If you are among the other 70% of addicted people for whom traditional drug and alcohol addiction treatment programs have failed, testing may show that adding anti-addiction medicines to your treatment program can give you a chance at success you may not be able to achieve on your own.

Science has detected approximately 12 to 15 different types of alcoholism and 12 to 25 types of narcotic addiction. Depending upon the type of addiction, anti-addiction medications may be the only solution. The brain’s chemistry has been altered and needs re-balancing. The medicine can help do that.

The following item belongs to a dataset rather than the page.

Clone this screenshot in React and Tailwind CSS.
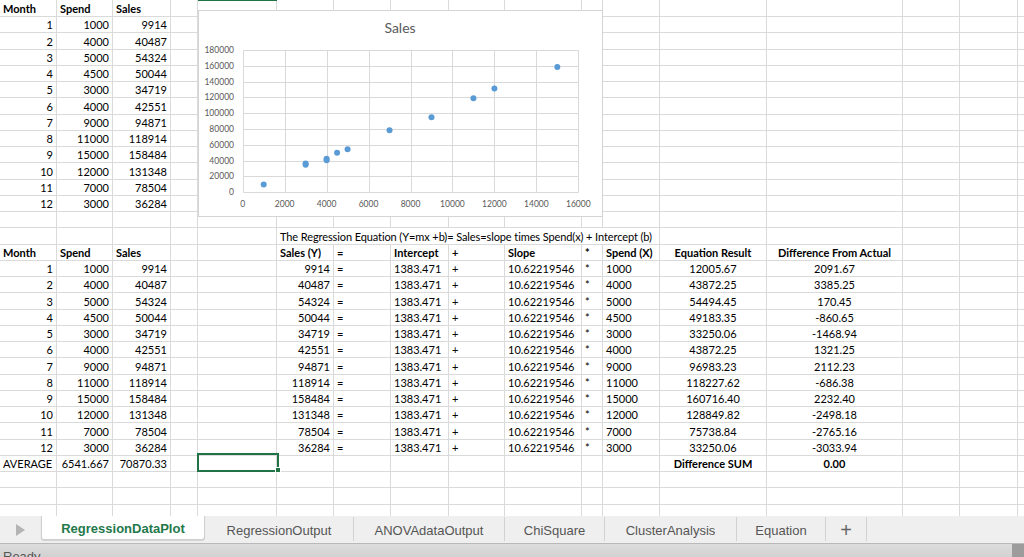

You would not hesitate to take medication for high blood pressure, high cholesterol, heart disease, asthma, cancer… why resist medical treatment for this disease when it can help you significantly?

Research shows that combining anti-addiction medications with evidence-based behavioral therapies is the best way to insure success for most patients. Treatment approaches tailored to address each person’s abuse patterns and co-occurring medical, psychiatric, and social problems can lead to sustained recovery and a life without addiction.

Now through either residential or outpatient treatment – depending upon the level of your addiction – Enterhealth has the science and the anti-addiction medications to get you well. Not cured. Not all diseases are curable. But we can get you day-to-day, functioning normally, guilt free, shame free, well. We can get your brain to a place where it no longer experiences the compulsive cravings, obsessive seeking, and irrational abuse.

It is important to remember that addiction is a chronic and progressive disease — like diabetes, asthma, or heart disease — and can be managed successfully. Medically based treatments give people’s brains a chance to reboot, rewire, and recover most – if not all – of their functionality, counteracting addiction’s powerful disruptive effects and enabling people to regain control of their lives.

As with other chronic diseases, relapses will occur if you stop following the treatment protocols. When you stop taking your medicines, there are consequences. If you stop taking your diabetes medications, you can expect to go into a diabetic coma. When you stop taking your asthma medication, you can expect to have your breathing severely compromised. When you stop taking your heart medicine, you can expect to have a heart attack. 

And if you stop taking your anti-addiction medications before your brain has had a chance to fully heal, you can expect the cravings to come back.

Relapses do not always signal failure; rather, they are your body’s way of telling you that your treatment protocol should be reinstated or adjusted to help keep your wellness intact. If you stay on your anti-addiction medicines and let the brain fully heal, the cravings will eventually die away. Then all that’s left to do is manage your personal triggers. THAT’s where evidence-based behavioral therapies and social support groups like 12-steps come in…to help with triggers that occur in the cerebral cortex.

Behavioral therapies alone do not circumvent or negate the actual chemical reactions going on in the limbic system of your brain. That’s what the anti-addiction medicines do and why they are important to a complete recovery.